Death tax came from socialist platform

Human Events, Apr 23, 2001 by Kaza, Greg

What Hath Eugene V Debs Wrought?

The current battle over repeal of the federal death tax overlooks its origins in the Socialist Party of America. Signed into law in 1916 by Democratic President Woodrow Wilson, the death tax appeared 12 years earlier in the 1904 Socialist platform, which pledged to:

"(W)atch and work, in both the economic and the political struggle . . . for the graduated taxation of incomes, inheritances, franchises and land values.. "

The Socialists succeeded in achieving these radical policy goals. "In our opinion," economists Milton and Rose Friedman wrote in their 1980 book, Free to Choose, "the Socialist Party was the most influential political party in the United States in the first decades of the 20th Century." The death tax had its origin in the Socialist Party.
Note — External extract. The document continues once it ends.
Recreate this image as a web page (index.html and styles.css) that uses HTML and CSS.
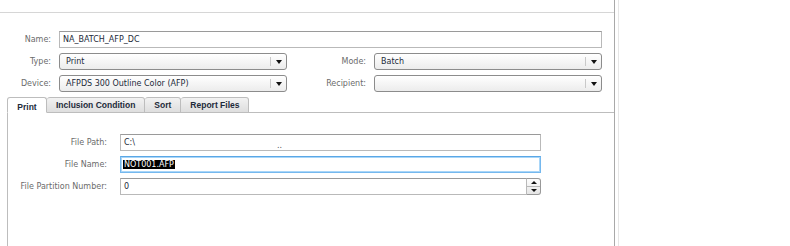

Mathematics explains how radical Socialist tax proposals came to be incorporated into federal law. Historically, third parties have had little success winning federal elections. Only a few Socialists (Meyer Landon of New York and Victor Berger of Wisconsin) ever served in Congress. But the Socialists had their tax proposals co-opted by the Democrats after their mathematical balance-of-power increased dramatically in several federal election cycles.

Balance-of-power is the .difference in votes between the Democratic and Republican candidates. Successful third parties like the Socialists, and the 19th-Century Populists before them, used balance-of-power as political leverage to achieve their policy ends.

In 1900, perennial Socialist presidential candidate Eugene V. Debs polled a mere 87,814 votes nationally. Debs stood for the presidency five times, never polling more than a million votes or winning a single Electoral College vote.

Yet his advocacy of the death tax proved successful. In 1904, Debs' vote total leaped to 402,283, or 3% of the popular vote. He held balance-of-power in Maryland. Nationally, six Socialist congressional candidates held balance-of-power. Republicans won five of these races. Republican President Theodore Roosevelt was a keen observer of the Socialists throughout his political career. After the 1904 election, Roosevelt wrote statistician Charles Ferris Gettemy and termed the Socialist vote "significant."

In 1908, Debs made modest gains in the popular vote (420,380). His balance-ofpower increased to three states: Colorado, Oklahoma and Indiana. Republican William H. Taft won Indiana's 15 electoral votes and the White House that year. Socialist congressional candidates held balance-of-power in six seats. Republicans won all six. In 1910, the Socialists held balance-of-power in 39 House seats. Republicans won 17.

Socialist balance-of-power peaked in 1912. Debs polled 900,672 votes, 6% of the popular vote, and held balance-of-power in 12 states. Democrat Wilson lost 22 electoral votes in three states (Washington, California and Utah) where Debs held balance-ofpower. Socialist congressional candidates held balance-of-poWer in 59 seats, or 13.5% of all House races, the greatest percentage by a third party in the 20th Century. Republicans won 28.

Woodrow Wilson Tried To Co-Opt the Socialists

Wilson's speeches were peppered with references to the Socialists. "The trouble with socialism is not what'it desires," he told the American Bankers Association, "but the method by which it proposes to reach what it desires:" While serving as New Jersey governor, Wilson offered a glimpse of the co-optation strategy that he would pursue as President. "We are constantly struggling for programs big and little," he declared, "the biggest is the Socialist, and the smallest of all programs is that of the stand-patter."

By signing income tax legislation in 1913, Wilson hoped to co-opt the Socialists and prevent further Democratic losses in the House. That did not stop Debs, a one-term (1885-86) Democratic Indiana state House member. He minced no words when it came to free enterprise, declaring "capitalism and crime have become almost synonymous terms." Debs called Karl Marx "a profound economic philosopher, who will be known in the future as the great emancipator."

He wrote of private property: "To buttress and safeguard this exploiting system, private property of the capitalist has been made a fetish, a sacred thing, and thousands of laws have been erected and more thousands supplemented by court decisions to punish so-called crimes against the holy institution of private property." Income and inherited wealth were natural targets of resentment for the Debsian Socialist Party.

In 1914, Socialist congressional candidates held balance-of-power in 39 races. Republicans won 23 of these seats. Wilson again moved to co-opt the Socialists by signing the death tax passed by the Democratic Congress prior to the 1916 election. The Democrats still lost 18 of 31 House seats that year in races where Socialists held balance-of-power. Ironically, the Republicans regained Congress in 1918.

Further irony: Debs organized his last presidential campaign in 1920 from a prison cell. He was prosecuted by the Wilson Justice Department under the federal Espionage Act for opposing U.S. entry into World War I. Debs' sentence was commuted Christmas Day 1921 by President Warren G. Harding, a Republican. He died in 1926. Today, the time has come to abolish the Debsian death tax to its final resting place.